I am not familiar with the UTF-8 encoding, but I know that it encodes
certain characters with up to four bytes. Is it safe to use UTF-8
encoded comments in C++ source files? For example, is there a remote
possibility that some multi-byte character, when interpreted
byte-by-byte, will contain */ and close the comment? Or is there
something else that can go wrong?
Formally: "Physical source file characters are mapped, in an
implementation-defined manner, to the basic source character set
(introducing new-line characters for end-of-line indicators) if
necessary." That's the very first thing that happens, and the
standard places no restrictions on how this occurs: an
implementation could legally just and each character with 0x7F,
for example. (Because this is "implementation defined", the
implementation is required to document what it does.

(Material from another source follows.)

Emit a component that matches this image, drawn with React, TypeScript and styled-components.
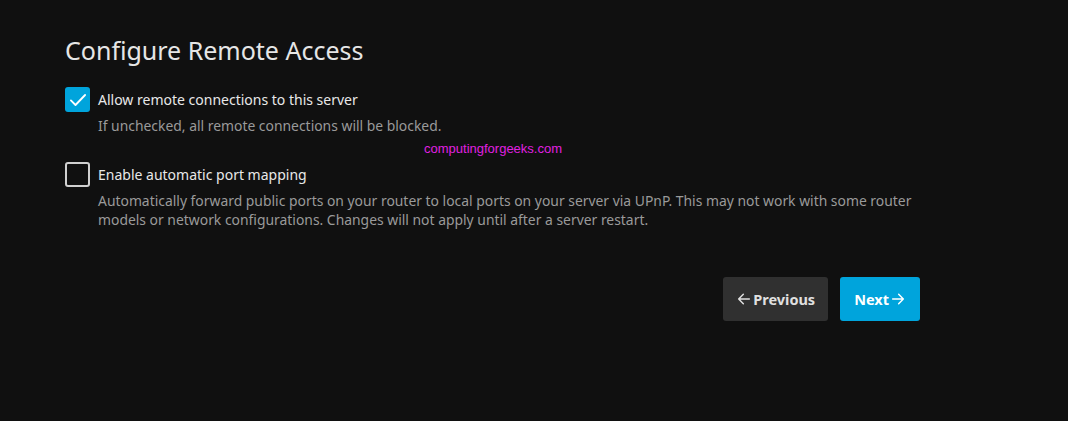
import { createGlobalStyle } from "styled-components"
import styled from "styled-components"

const Global = createGlobalStyle`
   html, body {
      margin: 0;
      background: #101010;
   }
   body {
      font-family: "Noto Sans", "Open Sans", sans-serif;
      color: rgba(255, 255, 255, 0.87);
   }
`

const Page = styled.div`
   position: relative;
   height: 421px;
   padding: 34px 0 0 65px;
   box-sizing: border-box;
`

const Form = styled.form`
   width: 855px;
`

const Title = styled.h1`
   margin: 0 0 21px;
   font-size: 25px;
   font-weight: 400;
   line-height: 32px;
   color: #e6e6e6;
`

const Field = styled.div`
   margin-bottom: 27px;
`

const CheckRow = styled.label`
   display: flex;
   align-items: center;
   gap: 8px;
   cursor: pointer;
`

const Box = styled.span<{ checked: boolean }>`
   display: flex;
   align-items: center;
   justify-content: center;
   width: 25px;
   height: 25px;
   box-sizing: border-box;
   border-radius: 3px;
   ${props => props.checked
      ? `background: #00a4dc; border: none;`
      : `background: transparent; border: 2px solid #d0d0d0;`}
`

const Label = styled.span`
   font-size: 14px;
   color: #e8e8e8;
`

const Help = styled.div`
   margin: 4px 0 0 33px;
   font-size: 13.9px;
   line-height: 19px;
   color: #9a9a9a;
`

const Buttons = styled.div`
   display: flex;
   justify-content: flex-end;
   gap: 12px;
   margin-top: 48px;
`

const Button = styled.button<{ primary?: boolean }>`
   display: flex;
   align-items: center;
   gap: 1px;
   height: 44px;
   padding: 0 ${props => props.primary ? '14px' : '13px'};
   border: none;
   border-radius: 3px;
   font-family: "Noto Sans", "Open Sans", sans-serif;
   font-size: 14.5px;
   font-weight: 700;
   background: ${props => props.primary ? '#00a4dc' : '#303030'};
   color: ${props => props.primary ? '#fff' : '#e0e0e0'};
`

const Watermark = styled.span`
   position: absolute;
   left: 424px;
   top: 141px;
   font-family: "Liberation Sans", Arial, sans-serif;
   font-size: 13px;
   color: #e020e0;
`

const Check = () => (
   <svg width="20" height="20" viewBox="0 0 24 24" fill="none" stroke="#fff" strokeWidth="2.2" strokeLinecap="round" strokeLinejoin="round">
      <path d="M3.5 12.5l5.5 5.5L20.5 6" />
   </svg>
)

const Arrow = ({ left }: { left?: boolean }) => (
   <svg width="16" height="16" viewBox="0 0 24 24" fill="none" stroke="currentColor" strokeWidth="2.2" strokeLinecap="round" strokeLinejoin="round">
      {left
         ? <path d="M20 12H4M11 5l-7 7 7 7" />
         : <path d="M4 12h16M13 5l7 7-7 7" />}
   </svg>
)

export default function App() {
   return (
      <Page>
         <Global />
         <Form onSubmit={e => e.preventDefault()}>
            <Title>Configure Remote Access</Title>
            <Field>
               <CheckRow>
                  <Box checked={true}><Check /></Box>
                  <Label>Allow remote connections to this server</Label>
               </CheckRow>
               <Help>If unchecked, all remote connections will be blocked.</Help>
            </Field>
            <Field>
               <CheckRow>
                  <Box checked={false} />
                  <Label>Enable automatic port mapping</Label>
               </CheckRow>
               <Help>
                  Automatically forward public ports on your router to local ports on your server via UPnP. This may not work with some router models or network configurations. Changes will not apply until after a server restart.
               </Help>
            </Field>
            <Buttons>
               <Button type="button"><Arrow left />Previous</Button>
               <Button type="submit" primary>Next<Arrow /></Button>
            </Buttons>
         </Form>
         <Watermark>computingforgeeks.com</Watermark>
      </Page>
   )
}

Good luck
in finding such documentation.) And implementation could also
simply decide that they are illegal characters, that the source
file is corrupt, and throw it out.
In practice, on a machine using an ASCII compatible encoding for
the basic character set, there's probably no risk in comments.
UTF-8 was designed expressedly so that all bytes in a multibyte
sequence have the bit 7 set, and thus can never be mistaken for
a single byte character, and implementations just copy the bytes
of comments, until they encounter the end of line character or
the sequence "*/" (depending on the type of comment).